99 Posse were also different from their American peers in that they were a musical group, not just a posse of rappers. The group included rapper Zulù, singer/rapper Meg Kaya Pezz8 on beats, JRM on bass, and Sacha Ricci on keys. They mixed rock, pop, techno, trip-hop, reggae, and hip hop into a Technicolor concoction that is not unlike the Black Eyed Peas, albeit less commercial.
“La Vida Que Vendra” (Spanish for “The Life That Will Come”), their sixth and final studio album, came out in 2001. It was an exciting time for the Left, who were still feeling the adrenaline from the 1999 WTO riots in Seattle. The anti-globalization movement was in full swing, and there was an optimism that young radicals across the planet could unite and fight corporate dominance and put political and economic power back in the hands of the People. “La Vida Que Vendra” is brimming with the hopefulness and righteous anger of the time.

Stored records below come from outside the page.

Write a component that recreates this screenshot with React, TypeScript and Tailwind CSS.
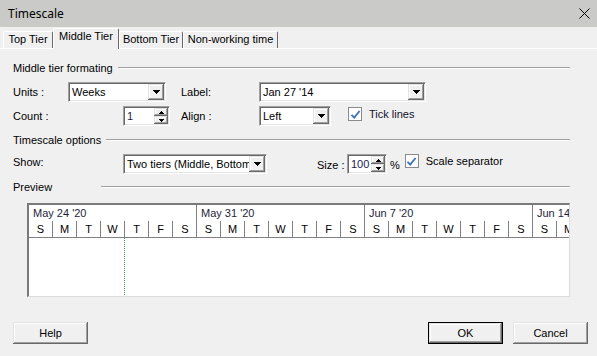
import React from 'react'

const sunken =
  'bg-white border border-t-[#a0a0a0] border-l-[#a0a0a0] border-r-white border-b-white shadow-[inset_1px_1px_0_#696969,inset_-1px_-1px_0_#e3e3e3]'
const raised =
  'bg-[#f0f0f0] shadow-[inset_-1px_-1px_0_#696969,inset_1px_1px_0_#e3e3e3,inset_-2px_-2px_0_#a0a0a0,inset_2px_2px_0_#ffffff]'

function Heading({ text, labelWidth }: { text: string; labelWidth?: string }) {
  return (
    <div className="flex items-center h-[14px]">
      <span className={labelWidth ?? ''}>{text}</span>
      <div className="ml-[5px] flex-1 h-[2px] border-t border-t-[#a0a0a0] border-b border-b-white" />
    </div>
  )
}

function Arrow() {
  return (
    <svg width="7" height="4" viewBox="0 0 7 4" shapeRendering="crispEdges">
      <path d="M0 0h7L3.5 4z" fill="#000" />
    </svg>
  )
}

function Combo({ value, width }: { value: string; width: string }) {
  return (
    <div className={`flex h-[20px] p-[1px] ${width} ${sunken}`}>
      <div className="flex-1 pl-[2px] flex items-center overflow-hidden whitespace-nowrap">{value}</div>
      <div className={`w-[16px] h-full flex items-center justify-center ${raised}`}>
        <Arrow />
      </div>
    </div>
  )
}

function SpinArrow({ up }: { up?: boolean }) {
  return (
    <svg width="5" height="3" viewBox="0 0 5 3" shapeRendering="crispEdges">
      <path d={up ? 'M2.5 0L5 3H0z' : 'M0 0h5L2.5 3z'} fill="#000" />
    </svg>
  )
}

function Spin({ value, width }: { value: string; width: string }) {
  return (
    <div className={`flex h-[20px] p-[1px] ${width} ${sunken}`}>
      <div className="flex-1 pl-[2px] flex items-center text-[#1a1a50]">{value}</div>
      <div className="w-[14px] h-full flex flex-col">
        <div className={`flex-1 flex items-center justify-center ${raised}`}>
          <SpinArrow up />
        </div>
        <div className={`flex-1 flex items-center justify-center ${raised}`}>
          <SpinArrow />
        </div>
      </div>
    </div>
  )
}

function Check() {
  return (
    <div className="w-[14px] h-[14px] border border-[#8a8a8a] bg-white flex items-center justify-center">
      <svg width="11" height="11" viewBox="0 0 11 11">
        <path d="M1.5 5.8L4.2 8.6L9.6 2" fill="none" stroke="#3f74b8" strokeWidth="1.9" />
      </svg>
    </div>
  )
}

function Tab({ text, width, selected }: { text: string; width: string; selected?: boolean }) {
  return (
    <div
      className={`${width} flex justify-center border-l border-t border-r border-l-white border-t-white border-r-[#696969] rounded-t-[2px] ${
        selected ? 'h-[21px] -mb-px relative bg-[#f0f0f0] pt-[2px]' : 'h-[17px] pt-[2px]'
      }`}
    >
      {text}
    </div>
  )
}

function Button({ text, def }: { text: string; def?: boolean }) {
  return (
    <div
      className={`w-[75px] h-[22px] flex items-center justify-center ${raised} ${
        def ? 'border border-black' : ''
      }`}
    >
      {text}
    </div>
  )
}

const days = ['S', 'M', 'T', 'W', 'T', 'F', 'S']
const months = ["May 24 '20", "May 31 '20", "Jun 7 '20", "Jun 14 '20"]

function Month({ label }: { label: string }) {
  return (
    <div className="w-[168px] shrink-0 border-r border-[#808080]">
      <div className="h-[16px] pl-[4px] flex items-center text-[#1e1e3c] whitespace-nowrap">{label}</div>
      <div className="h-[16px] flex">
        {days.map((d, i) => (
          <div
            key={i}
            className={`w-[24px] shrink-0 flex items-center justify-center ${
              i < 6 ? 'border-r border-[#808080]' : ''
            }`}
          >
            {d}
          </div>
        ))}
      </div>
    </div>
  )
}

export default function App() {
  return (
    <div className="w-[597px] h-[356px] bg-[#f0f0f0] flex flex-col text-[11px] leading-none text-black font-['Liberation_Sans',Arial,sans-serif] overflow-hidden">
      <div className="h-[27px] bg-[#cacbc8] flex items-center justify-between pl-[8px] pr-[7px]">
        <span className="text-[12px] font-['Noto_Sans',sans-serif]">Timescale</span>
        <svg width="11" height="11" viewBox="0 0 11 11">
          <path d="M0.5 0.5L10.5 10.5M10.5 0.5L0.5 10.5" stroke="#000" strokeWidth="1" />
        </svg>
      </div>

      <div className="h-[22px] flex items-end pl-[3px] border-b border-white">
        <Tab text="Top Tier" width="w-[50px]" />
        <Tab text="Middle Tier" width="w-[66px]" selected />
        <Tab text="Bottom Tier" width="w-[64px]" />
        <Tab text="Non-working time" width="w-[95px]" />
      </div>

      <div className="pl-[13px] pr-[27px] pt-[12px] flex flex-col">
        <Heading text="Middle tier formating" />

        <div className="mt-[7px] flex items-center h-[20px]">
          <span className="w-[55px]">Units :</span>
          <Combo value="Weeks" width="w-[98px]" />
          <span className="ml-[15px] w-[78px]">Label:</span>
          <Combo value="Jan 27 '14" width="w-[167px]" />
        </div>

        <div className="mt-[4px] flex items-center h-[20px]">
          <span className="w-[110px]">Count :</span>
          <Spin value="1" width="w-[47px]" />
          <span className="ml-[11px] w-[78px]">Align :</span>
          <Combo value="Left" width="w-[72px]" />
          <div className="ml-[17px] self-start mt-[1px]">
            <Check />
          </div>
          <span className="ml-[7px] self-start mt-[3px] text-[#101030]">Tick lines</span>
        </div>

        <div className="mt-[7px]">
          <Heading text="Timescale options" />
        </div>

        <div className="mt-[7px] flex items-center h-[20px]">
          <span className="w-[110px] self-start mt-[3px]">Show:</span>
          <Combo value="Two tiers (Middle, Bottom)" width="w-[144px]" />
          <span className="ml-[50px] w-[30px] mt-[3px]">Size :</span>
          <Spin value="100" width="w-[40px]" />
          <span className="ml-[3px] mt-[3px]">%</span>
          <div className="ml-[5px] self-start">
            <Check />
          </div>
          <span className="ml-[7px] self-start mt-[2px]">Scale separator</span>
        </div>

        <div className="mt-[6px]">
          <Heading text="Preview" labelWidth="w-[83px]" />
        </div>

        <div className="mt-[9px] ml-[14px] w-[543px] h-[94px] bg-white border-t-2 border-l-2 border-t-[#7a7a7a] border-l-[#7a7a7a] border-r border-b border-r-[#dcdcdc] border-b-[#dcdcdc] flex flex-col overflow-hidden">
          <div className="flex border-b border-[#808080] shrink-0">
            {months.map(m => (
              <Month key={m} label={m} />
            ))}
          </div>
          <div className="flex-1 flex">
            <div className="ml-[95px] w-px h-full bg-[repeating-linear-gradient(to_bottom,#3ca046_0px,#3ca046_1px,#ffffff_1px,#ffffff_2px)]" />
          </div>
        </div>
      </div>

      <div className="mt-[25px] pl-[13px] pr-[9px] flex items-center">
        <Button text="Help" />
        <div className="flex-1" />
        <Button text="OK" def />
        <div className="w-[10px]" />
        <Button text="Cancel" />
      </div>
    </div>
  )
}
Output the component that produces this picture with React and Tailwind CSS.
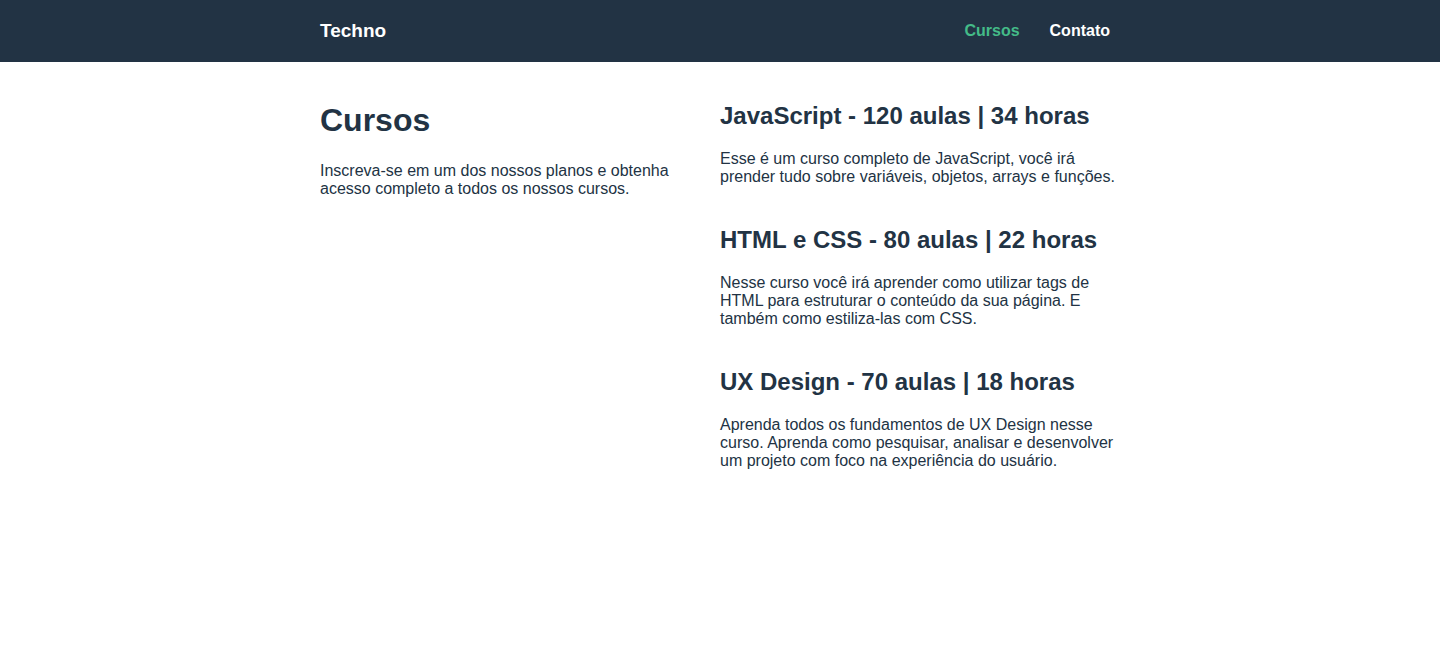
export default function App() {
  const cursos = [
    {
      t: "JavaScript - 120 aulas | 34 horas",
      d: "Esse é um curso completo de JavaScript, você irá prender tudo sobre variáveis, objetos, arrays e funções.",
    },
    {
      t: "HTML e CSS - 80 aulas | 22 horas",
      d: "Nesse curso você irá aprender como utilizar tags de HTML para estruturar o conteúdo da sua página. E também como estiliza-las com CSS.",
    },
    {
      t: "UX Design - 70 aulas | 18 horas",
      d: "Aprenda todos os fundamentos de UX Design nesse curso. Aprenda como pesquisar, analisar e desenvolver um projeto com foco na experiência do usuário.",
    },
  ];
  return (
    <div className="min-h-[650px] bg-white text-[#223344] font-['Liberation_Sans',Arial,sans-serif] leading-[1.15]">
      <header className="bg-[#223344] h-[62px]">
        <div className="w-[800px] mx-auto h-full flex items-center justify-between">
          <a className="text-white font-bold text-[19px]">Techno</a>
          <nav className="flex items-center gap-[30px] pr-[10px] text-[16px] font-bold">
            <a className="text-[#44bb88]">Cursos</a>
            <a className="text-white">Contato</a>
          </nav>
        </div>
      </header>
      <main className="w-[800px] mx-auto pt-[40px] grid grid-cols-2">
        <div className="pr-[30px]">
          <h1 className="text-[32px] font-bold">Cursos</h1>
          <p className="text-[16px] leading-[18px] mt-[23px]">
            Inscreva-se em um dos nossos planos e obtenha acesso completo a todos os nossos cursos.
          </p>
        </div>
        <div className="flex flex-col gap-[40px]">
          {cursos.map((c) => (
            <div key={c.t}>
              <h2 className="text-[24px] leading-[28px] font-bold">{c.t}</h2>
              <p className="text-[16px] leading-[18px] mt-[20px]">{c.d}</p>
            </div>
          ))}
        </div>
      </main>
    </div>
  );
}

The album starts with “Commincia Addesso” (“It Begins Now”), a call to arms which features Meg and Zulu rallying against privatization and wage slavery. The song’s political lyrics and driving beat set the stage for the rest of the album. It’s followed by ” L’Anguilla” (“The Eel”) in which Zulu uses the eel as a metaphor for himself, slipping and slithering under the radar of the mainstream to subvert and sabotage. Over a bouncing beat laced with surf guitars, he lets loose one of my favorite hip hop disses ever –”va fa mmocc’a chi’v’e’ mmuorto”, a Neapolitan dis that means “go give head to your dead relatives.” I love their use of Neopolitan dialect. It adds a regional flavor that serves the same role as American hip hop slang, while making the finished product wholly Italian.
Another highlight is the rocking, bass-heavy “Esplosione Imminente” (“Imminent Explosion”), which is about all the whole breed of disaffected underclass ready to stand up against the system and fight the powers that be. Given the violence that the world has fallen into since this album dropped, the song seems eerily prescient. The most pop song on the disc is “Commutwist”, which laments how socialism has fallen out of favor in recent years, claiming that it is so out of mode to be communist that they dance the twist. For all its bouncy goofiness, it is rooted in solid convictions and lines like:
“E poi c’é la flessibilitÃ
a nuova moda a tutti ormai nota
che ci divide tutti a metÃ
chi more ‘e famme e chi va in Europa”
(And now there is the flexibility, a new way that has already been noted,
that divides the entire world in half – those who die of hunger, and those who go to Europe.)
I don’t know if the song was a hit in Italy, but it certainly had the possibility to be one. It was an ingenious way of spreading a serious message. Jay-Z may sport a Che shirt, but 99 lived it. This is further exemplified by “Povera Vita Mia” (“My Poor Life”), a dirge-like, mournful track that features a rapid-fire rant by Zulu about the struggles of the working class. He perfectly captures the feelings of frustration, anger, and hopelessness that are all-too common amongst the working poor.
One of the great things about 99 Posse is that they are inspired by American hip hop but create their own take on it. They don’t merely imitate 50 Cent or Nas or Puffy. The world does not need a bunch of global rappers sporting bling and trying to act like they are from the South Bronx or Caliope projects. We don’t need half-assed, foreign-language versions of American rappers. International hip hop works best when artists are able to flip the script and put their own stamp on the art form, creating a unique voice that adds to the culture as a whole.
“La Vida Que Vendra” isn’t 100% solid. Techno tracks like “Sub” or “Yankee Go Home” are pretty forgettable, and “Some Say This Some Say That” is an irritating pop-dancehall track. They also mellow it out on tracks like “A Una Donna” and “Sfumature”, both of which highlight Meg’s singing abilities. They are decent songs, but they also drag the album down a bit. Still, when it’s good, it’s great, and the combination of banging beats and revolutionary rhetoric is irresistible.
I’m not sure that someone without an appreciation for Italian music would be that excited by this disc. It can’t begin to compare to Public Enemy or even Rage Against the Machine as far as political rap. The broad musical influences and styles on the disc might turn off some hip hop heads who don’t like any techno or trip-hop in their music. However, “La Vida Que Vendra” is an excellent document of the impact hip hop has had on the world, and how other cultures have adapted hip hop into their own. It is also a eulogy of sorts of the optimistic radical anti-globalization movement that has been irreparably changed and transformed in the wake of 9/11, the riots in Genova, and the war in Iraq. Listening to this disc, I can’t help but think of the Wu’s question – “Can it be that it was all so simple then?”